- Type: Military decoration for merit
- Awarded for: Exceptionally diligent and outstanding service
- Country: South Africa
- Presented by: the State President
- Eligibility: Other ranks in the Commandos
- Post-nominals: JHM
- Status: Discontinued in 1975
- Established: 1970
- First award: 1971
- Final award: 1975
- Total: 18
- Ribbon bar

SADF pre-1994 & SANDF post-2002 orders of wear
- Next (higher): SADF precedence: Danie Theron Medal; SANDF precedence: Danie Theron Medal;
- Next (lower): SADF succession: Military Merit Medal; SANDF succession: Military Merit Medal;
- Related: Danie Theron Medal

= Jack Hindon Medal =

The Jack Hindon Medal, post-nominal letters JHM, is a South African military decoration which was instituted in the Republic of South Africa in 1970 and which was only in use until 1975. It was awarded to other ranks for diligent service in the Commandos, the rural defence component of the South African Defence Force.

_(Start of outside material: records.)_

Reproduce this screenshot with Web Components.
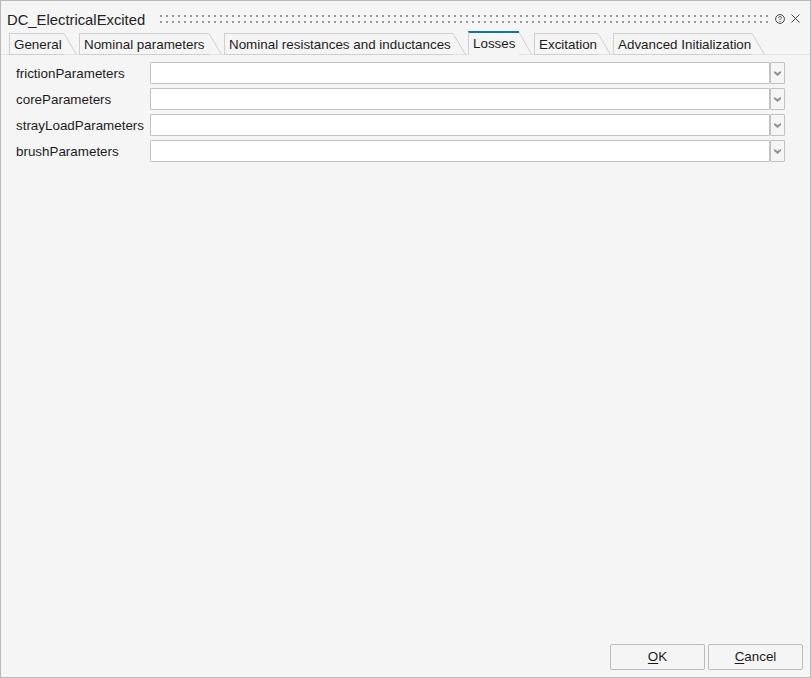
<!DOCTYPE html>
<html>
<head>
<meta charset="utf-8">
<title>DC_ElectricalExcited</title>
<style>
    html, body { margin: 0; height: 100%; background: #f5f5f5; }
    body { font: 13.4px "Liberation Sans", Arial, sans-serif; color: #1c1c1c; overflow: hidden; }
</style>
</head>
<body>
<param-dialog>
    <dialog-title slot="title">DC_ElectricalExcited</dialog-title>
    <tab-bar slot="tabs">
        <tab-item w="55">General</tab-item>
        <tab-item w="130">Nominal parameters</tab-item>
        <tab-item w="229">Nominal resistances and inductances</tab-item>
        <tab-item w="51" active>Losses</tab-item>
        <tab-item w="64">Excitation</tab-item>
        <tab-item w="139">Advanced Initialization</tab-item>
    </tab-bar>
    <param-field>frictionParameters</param-field>
    <param-field>coreParameters</param-field>
    <param-field>strayLoadParameters</param-field>
    <param-field>brushParameters</param-field>
    <dialog-button slot="buttons" key="O" rest="K"></dialog-button>
    <dialog-button slot="buttons" key="C" rest="ancel"></dialog-button>
</param-dialog>

<script>
const dialogTemplate = document.createElement('template')
dialogTemplate.innerHTML = `
    <style>
        :host {
            display: flex;
            flex-direction: column;
            box-sizing: border-box;
            height: 678px;
            border: 1px solid #b9b9b9;
            background: #f5f5f5;
        }
        .fields {
            flex: 1;
            display: flex;
            flex-direction: column;
            gap: 4px;
            padding: 7px 25px 0 15px;
        }
        .buttons {
            display: flex;
            justify-content: flex-end;
            gap: 3px;
            padding: 0 7px 7px 0;
        }
    </style>
    <slot name="title"></slot>
    <slot name="tabs"></slot>
    <div class="fields"><slot></slot></div>
    <div class="buttons"><slot name="buttons"></slot></div>
`

class ParamDialog extends HTMLElement {
    constructor () {
        super()
        this.attachShadow({ mode: 'open' }).appendChild(dialogTemplate.content.cloneNode(true))
    }
}

const titleTemplate = document.createElement('template')
titleTemplate.innerHTML = `
    <style>
        :host {
            display: flex;
            align-items: center;
            height: 30px;
            padding: 5px 0 0 6px;
            box-sizing: border-box;
        }
        .name { font-size: 14.800px; color: #222; margin-top: 2px; }
        .grip {
            flex: 1;
            height: 8px;
            margin: 1px 5px 0 15px;
            background-image: conic-gradient(from 270deg at 2px 2px, #999 25%, transparent 0);
            background-size: 6px 6px;
        }
        svg { display: block; }
        .help { margin-right: 6px; }
        .close { margin-right: 10px; }
    </style>
    <span class="name"><slot></slot></span>
    <div class="grip"></div>
    <svg class="help" width="10" height="10" viewBox="0 0 10 10" fill="none" stroke="#444">
        <circle cx="5" cy="5" r="4.400"/>
        <path d="M3.600 4c0-2 2.800-2 2.800-.3C6.400 4.800 5 4.700 5 6"/>
        <path d="M5 6.800v1"/>
    </svg>
    <svg class="close" width="9" height="9" viewBox="0 0 9 9" fill="none" stroke="#444">
        <path d="M.5.5l8 8M8.500.5l-8 8"/>
    </svg>
`

class DialogTitle extends HTMLElement {
    constructor () {
        super()
        this.attachShadow({ mode: 'open' }).appendChild(titleTemplate.content.cloneNode(true))
    }
}

const barTemplate = document.createElement('template')
barTemplate.innerHTML = `
    <style>
        :host {
            display: flex;
            align-items: flex-end;
            gap: 2px;
            height: 24px;
            padding-left: 8px;
            box-sizing: border-box;
            border-bottom: 1px solid #e3e3e3;
        }
    </style>
    <slot></slot>
`

class TabBar extends HTMLElement {
    constructor () {
        super()
        this.attachShadow({ mode: 'open' }).appendChild(barTemplate.content.cloneNode(true))
    }
}

const tabTemplate = document.createElement('template')
tabTemplate.innerHTML = `
    <style>
        :host {
            display: flex;
            height: 22px;
            margin-bottom: -1px;
        }
        .label {
            box-sizing: border-box;
            padding: 3px 0 0 4px;
            border: 1px solid #cfcfcf;
            border-right: 0;
            white-space: nowrap;
            color: #1c1c1c;
        }
        svg { display: block; }
        :host([active]) { height: 24px; }
        :host([active]) .label {
            border-top: 2px solid #0a77a8;
            border-bottom: 0;
            padding-top: 3px;
            background: #f5f5f5;
        }
    </style>
    <div class="label"><slot></slot></div>
    <svg width="13" height="22" viewBox="0 0 13 22" fill="none" stroke="#cfcfcf">
        <path d="M0 .5L12.500 21.500"/>
    </svg>
`

class TabItem extends HTMLElement {
    constructor () {
        super()
        this.attachShadow({ mode: 'open' }).appendChild(tabTemplate.content.cloneNode(true))
        this.shadowRoot.querySelector('.label').style.width = this.getAttribute('w') + 'px'
        if (this.hasAttribute('active')) {
            const svg = this.shadowRoot.querySelector('svg')
            svg.setAttribute('height', '24')
            svg.setAttribute('viewBox', '0 0 13 24')
            svg.querySelector('path').setAttribute('d', 'M0 1L12.500 23.500')
        }
    }
}

const fieldTemplate = document.createElement('template')
fieldTemplate.innerHTML = `
    <style>
        :host {
            display: grid;
            grid-template-columns: 134px 1fr 15px;
            height: 22px;
            align-items: center;
        }
        .name { white-space: nowrap; }
        .input, .drop {
            box-sizing: border-box;
            height: 22px;
            border: 1px solid #c2c2c2;
            border-radius: 1px;
        }
        .input { background: #fff; }
        .drop { display: flex; align-items: center; justify-content: center; background: #f5f5f5; }
        svg { display: block; }
    </style>
    <span class="name"><slot></slot></span>
    <div class="input"></div>
    <div class="drop">
        <svg width="7" height="5" viewBox="0 0 7 5" fill="#929292">
            <path d="M0 0l3.500 2 3.500-2v2L3.500 5 0 2z"/>
        </svg>
    </div>
`

class ParamField extends HTMLElement {
    constructor () {
        super()
        this.attachShadow({ mode: 'open' }).appendChild(fieldTemplate.content.cloneNode(true))
    }
}

const buttonTemplate = document.createElement('template')
buttonTemplate.innerHTML = `
    <style>
        :host {
            display: flex;
            align-items: center;
            justify-content: center;
            box-sizing: border-box;
            width: 95px;
            height: 26px;
            padding-bottom: 2px;
            border: 1px solid #bdbdbd;
            border-radius: 2px;
        }
        u { text-underline-offset: 2px; }
    </style>
    <span><u class="key"></u><span class="rest"></span></span>
`

class DialogButton extends HTMLElement {
    constructor () {
        super()
        this.attachShadow({ mode: 'open' }).appendChild(buttonTemplate.content.cloneNode(true))
        this.shadowRoot.querySelector('.key').textContent = this.getAttribute('key')
        this.shadowRoot.querySelector('.rest').textContent = this.getAttribute('rest')
    }
}

customElements.define('param-dialog', ParamDialog)
customElements.define('dialog-title', DialogTitle)
customElements.define('tab-bar', TabBar)
customElements.define('tab-item', TabItem)
customElements.define('param-field', ParamField)
customElements.define('dialog-button', DialogButton)
</script>
</body>
</html>
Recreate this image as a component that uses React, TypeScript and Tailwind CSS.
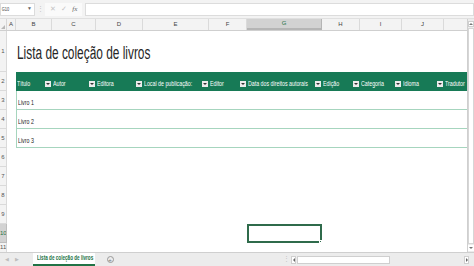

==The South African military==
The Union Defence Forces (UDF) were established in 1912 and renamed the South African Defence Force (SADF) in 1958. On 27 April 1994, it was integrated with six other independent forces into the South African National Defence Force (SANDF).

==Institution==
The Jack Hindon Medal, post-nominal letters JHM, was instituted by the State President in 1970.

==Award criteria==
The medal could be awarded to other ranks of the Commandos, the rural defence component of the South African Defence Force, for exceptionally diligent and outstanding service. The medal was named after Jack Hindon, a Scottish-born Afrikaner hero of the Second Boer War. The use of post-nominal letters was allowed from 1993, eighteen years after the medal had been discontinued.

==Order of wear==

The position of the Jack Hindon Medal in the official order of precedence was revised three times after 1975, to accommodate the inclusion or institution of new decorations and medals, first upon the integration into the South African National Defence Force on 27 April 1994, again in April 1996, when decorations and medals were belatedly instituted for the two former non-statutory forces, the Azanian People's Liberation Army and Umkhonto we Sizwe, and finally upon the institution of a new set of awards on 27 April 2003. It remained unchanged on all three occasions.

- Official SANDF order of precedence
- Preceded by the Danie Theron Medal (DTM).
- Succeeded by the Military Merit Medal (MMM).

- Official national order of precedence
- Preceded by the Danie Theron Medal (DTM).
- Succeeded by the Military Merit Medal (MMM).

==Description==
- Obverse
The Jack Hindon Medal is an oval bronze medal, to fit in a circle 38 millimetres in diameter, and depicts three Burghers raising the Vierkleur flag on top of Spioenkop after the Boer victory over British forces in 1900, during the Second Boer War. It is inscribed "JACK • HINDON" at the top and "MEDALJE • MEDAL" at the bottom.

- Reverse
The reverse shows the pre-1994 South African Coat of Arms.

- Ribbon
The ribbon is 32 millimetres wide and yellow, with 4½ millimetres wide green bands on the edges and a 1 millimetre wide green band in the centre. The green and yellow colours have their origin in the ribbon colours of the three awards which were belatedly instituted in 1920, as retrospective awards for Boer veteran officers and men of the Second Boer War of 1899–1902, the Dekoratie voor Trouwe Dienst, the Medalje voor de Anglo-Boere Oorlog and the Lint voor Verwonding. For these three awards, these two colours had been gazetted as green and orange, but the orange appeared as yellow on the actual ribbons.

==Discontinuation==
Conferment of the Jack Hindon Medal was discontinued in 1975 and the Danie Theron Medal (DTM), hitherto reserved for officers, became available for all ranks in the Commandos.